Market Response: Equities experience heightened volatility. Growth stocks, whose valuations rely heavily on future cash flows, underperform as higher discount rates erode their appeal. Cyclical stocks may hold up initially but face headwinds from rising input costs. Bonds suffer significant losses, especially long-term maturities, as yields climb sharply. Energy and agricultural commodities continue to rally amid supply constraints.

Strategy: Underweight growth stocks and shift toward inflation-resistant assets like commodities, Treasury Inflation-Protected Securities (TIPS), and real estate investment trusts (REITs). Shorten bond durations to minimize interest rate risk. Consider hedging strategies such as commodity futures to offset inflationary pressures.

3. Stagflation: The Growth-Inflation Dilemma

Economic growth stagnates or contracts, but inflation remains stubbornly high. This phase arises when supply-side shocks (e.g., geopolitical conflicts, energy price spikes) persist, while demand weakens due to tightening monetary policy. Central banks face a dilemma: further rate hikes risk deepening recession, while inaction allows inflation to entrench.

Market Response: Equities enter a bearish phase, with broad declines in corporate earnings. Defensive sectors like consumer staples, healthcare, and utilities outperform, as their demand is less sensitive to economic cycles. Bonds offer mixed signals: recession expectations may push yields lower, but high inflation erodes real returns. Commodities stabilize at elevated levels but face downward pressure as demand weakens.

Strategy: Adopt a defensive stance by overweighting consumer staples and healthcare. Reduce overall equity exposure and increase allocations to cash and short-term government bonds. Avoid high-risk assets like speculative stocks or long-duration bonds. Consider gold as a safe-haven asset to hedge against both inflation and economic uncertainty.

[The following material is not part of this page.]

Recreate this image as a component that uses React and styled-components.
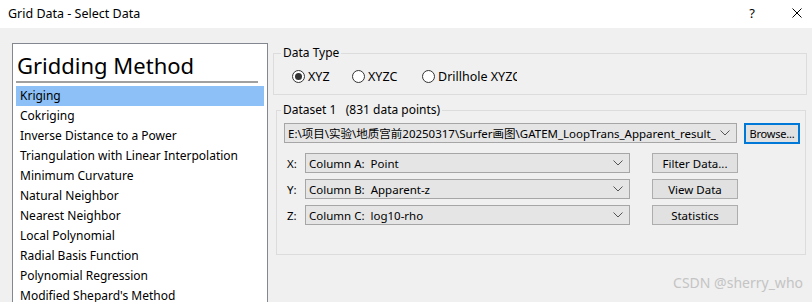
import React, { useState } from "react";
import styled, { createGlobalStyle } from "styled-components";

const GlobalStyle = createGlobalStyle`
  html, body {
    margin: 0;
    padding: 0;
    background: #f0f0f0;
    font-family: "Noto Sans", "Noto Sans CJK SC", sans-serif;
    font-size: 12px;
    color: #000;
    overflow: hidden;
  }
`;

const methods = [
  "Kriging",
  "Cokriging",
  "Inverse Distance to a Power",
  "Triangulation with Linear Interpolation",
  "Minimum Curvature",
  "Natural Neighbor",
  "Nearest Neighbor",
  "Local Polynomial",
  "Radial Basis Function",
  "Polynomial Regression",
  "Modified Shepard's Method",
];

const columns = [
  { axis: "X:", value: "Column A:  Point", button: "Filter Data..." },
  { axis: "Y:", value: "Column B:  Apparent-z", button: "View Data" },
  { axis: "Z:", value: "Column C:  log10-rho", button: "Statistics" },
];

function Chevron() {
  return (
    <svg width="10" height="6" viewBox="0 0 10 6">
      <polyline points="0.5,0.5 5,5 9.5,0.5" fill="none" stroke="#555" strokeWidth="1" />
    </svg>
  );
}

function App() {
  const [method, setMethod] = useState("Kriging");
  const [dataType, setDataType] = useState("XYZ");

  return (
    <Window>
      <GlobalStyle />
      <TitleBar>
        <Title>Grid Data - Select Data</Title>
        <TitleButtons>
          <span>?</span>
          <CloseIcon viewBox="0 0 10 10">
            <path d="M0.5,0.5 L9.5,9.5 M9.5,0.5 L0.5,9.5" stroke="#000" strokeWidth="1" />
          </CloseIcon>
        </TitleButtons>
      </TitleBar>

      <Body>
        <MethodPanel>
          <Heading>Gridding Method</Heading>
          <MethodList>
            {methods.map((m) => (
              <MethodItem key={m} $active={m === method} onClick={() => setMethod(m)}>
                {m}
              </MethodItem>
            ))}
          </MethodList>
        </MethodPanel>

        <RightColumn>
          <TypeGroup>
            <Legend $left={7}>Data Type</Legend>
            <RadioRow>
              {[
                ["XYZ", 60],
                ["XYZC", 70],
                ["Drillhole XYZC", 95],
              ].map(([t, w]) => (
                <Radio key={t} $w={w} onClick={() => setDataType(t)}>
                  <RadioDot $checked={dataType === t} />
                  <span>{t}</span>
                </Radio>
              ))}
            </RadioRow>
          </TypeGroup>

          <DatasetGroup>
            <Legend $left={4}>{"Dataset 1   (831 data points)"}</Legend>
            <DatasetBody>
              <FileRow>
                <Combo $w={453}>
                  <ComboText>
                    E:\项目\实验\地质宫前20250317\Surfer画图\GATEM_LoopTrans_Apparent_result_ML_1.dat
                  </ComboText>
                  <Chevron />
                </Combo>
                <BrowseButton>Browse...</BrowseButton>
              </FileRow>
              {columns.map((c) => (
                <ColumnRow key={c.axis}>
                  <Axis>{c.axis}</Axis>
                  <Combo $w={325}>
                    <ComboText>{c.value}</ComboText>
                    <Chevron />
                  </Combo>
                  <Button>{c.button}</Button>
                </ColumnRow>
              ))}
            </DatasetBody>
          </DatasetGroup>
        </RightColumn>
      </Body>

      <Watermark>CSDN @sherry_who</Watermark>
    </Window>
  );
}

const Window = styled.div`
  position: relative;
  width: 812px;
  height: 302px;
  overflow: hidden;
`;

const TitleBar = styled.div`
  height: 28px;
  background: #fff;
  display: flex;
  align-items: center;
  justify-content: space-between;
  padding: 0 0 2px 8px;
  box-sizing: border-box;
`;

const Title = styled.div`
  font-size: 12.5px;
`;

const TitleButtons = styled.div`
  display: flex;
  align-items: center;
  gap: 37px;
  padding-right: 10px;
  font-size: 13px;
`;

const CloseIcon = styled.svg`
  width: 10px;
  height: 10px;
`;

const Body = styled.div`
  display: flex;
  padding: 15px 0 0 12px;
`;

const MethodPanel = styled.div`
  width: 256px;
  height: 280px;
  box-sizing: border-box;
  background: #fff;
  border: 1px solid #828790;
  padding: 0 3px;
  flex-shrink: 0;
`;

const Heading = styled.div`
  font-size: 22px;
  line-height: 31px;
  padding: 6px 0 0 1px;
  margin-right: 6px;
  border-bottom: 2px solid #a0a0a0;
`;

const MethodList = styled.div`
  padding-top: 3px;
`;

const MethodItem = styled.div`
  height: 20px;
  line-height: 20px;
  padding-left: 4px;
  font-size: 12px;
  background: ${(p) => (p.$active ? "#8cc0f6" : "transparent")};
  white-space: nowrap;
  cursor: default;
`;

const RightColumn = styled.div`
  margin-left: 5px;
  width: 534px;
  padding-top: 3px;
  display: flex;
  flex-direction: column;
  gap: 8px;
`;

const Legend = styled.legend`
  padding: 0 2px;
  margin-left: ${(p) => p.$left}px;
  font-size: 12px;
  line-height: 14px;
  white-space: pre;
`;

const TypeGroup = styled.fieldset`
  margin: 0;
  height: 49px;
  box-sizing: border-box;
  border: 1px solid #dcdcdc;
  padding: 0;
`;

const RadioRow = styled.div`
  display: flex;
  align-items: center;
  height: 30px;
  margin-top: 1px;
  padding-left: 18px;
`;

const Radio = styled.label`
  display: flex;
  align-items: center;
  gap: 3px;
  width: ${(p) => p.$w}px;
  overflow: hidden;
  white-space: nowrap;
  font-size: 12.5px;
  cursor: default;
`;

const RadioDot = styled.span`
  width: 13px;
  height: 13px;
  flex-shrink: 0;
  box-sizing: border-box;
  border-radius: 50%;
  border: 1px solid #333;
  background: #fff;
  display: flex;
  align-items: center;
  justify-content: center;
  &::after {
    content: "";
    width: 7px;
    height: 7px;
    border-radius: 50%;
    background: ${(p) => (p.$checked ? "#333" : "transparent")};
  }
`;

const DatasetGroup = styled.fieldset`
  margin: 0 1px 0 3px;
  height: 152px;
  box-sizing: border-box;
  border: 1px solid #dcdcdc;
  padding: 0;
`;

const DatasetBody = styled.div`
  padding: 6px 0 0 7px;
  display: flex;
  flex-direction: column;
  gap: 6px;
`;

const FileRow = styled.div`
  display: flex;
  align-items: flex-start;
  gap: 7px;
  margin-bottom: 3px;
`;

const ColumnRow = styled.div`
  display: flex;
  align-items: center;
  height: 20px;
`;

const Axis = styled.div`
  width: 18px;
  padding-left: 3px;
  font-size: 11.5px;
`;

const Combo = styled.div`
  width: ${(p) => p.$w}px;
  height: 20px;
  box-sizing: border-box;
  background: #e5e5e5;
  border: 1px solid #a6a6a6;
  display: flex;
  align-items: center;
  padding: 0 6px 0 3px;
  gap: 4px;
`;

const ComboText = styled.div`
  flex: 1;
  overflow: hidden;
  white-space: pre;
  font-size: 11.5px;
`;

const Button = styled.div`
  width: 86px;
  height: 20px;
  margin-left: 22px;
  box-sizing: border-box;
  background: #e1e1e1;
  border: 1px solid #adadad;
  display: flex;
  align-items: center;
  justify-content: center;
  font-size: 11.5px;
  white-space: nowrap;
`;

const BrowseButton = styled(Button)`
  width: 56px;
  height: 21px;
  margin-left: 0;
  border: 2px solid #0078d7;
  font-size: 11px;
  letter-spacing: -0.2px;
`;

const Watermark = styled.div`
  position: absolute;
  right: 9px;
  bottom: 10px;
  color: #c4c4c4;
  font-size: 14px;
`;

export default App;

4. Disinflation: The Late Recession and Recovery Transition

Inflation begins to decline as demand collapses and supply chains normalize. Central banks pause rate hikes and eventually shift to accommodative policies to stimulate growth. Economic indicators show signs of bottoming out, with leading indicators pointing to a future recovery.

Market Response: Equities stage a rebound, led by growth stocks as interest rates fall and future cash flows become more valuable. Cyclical stocks also recover as economic optimism returns. Bonds rally significantly, especially long-term maturities, as yields decline. Commodities weaken due to reduced demand, though some industrial metals may start to recover in anticipation of infrastructure spending.

Strategy: Overweight growth stocks and cyclical sectors to capture the recovery rally. Extend bond durations to benefit from falling interest rates. Reduce commodity exposure, except for select industrial metals poised to benefit from infrastructure investment. Maintain a small allocation to cash for flexibility to capitalize on market dips.

Conclusion

The inflation cycle is not linear, and transitions between phases can be unpredictable, shaped by geopolitical events, technological changes, and policy shifts. Successful investors monitor key indicators—such as CPI and PPI trends, central bank communications, and GDP growth—to identify the current phase and adjust their portfolios dynamically. By aligning strategies with the evolving inflation landscape, investors can mitigate risks and position themselves to capitalize on emerging opportunities across market cycles.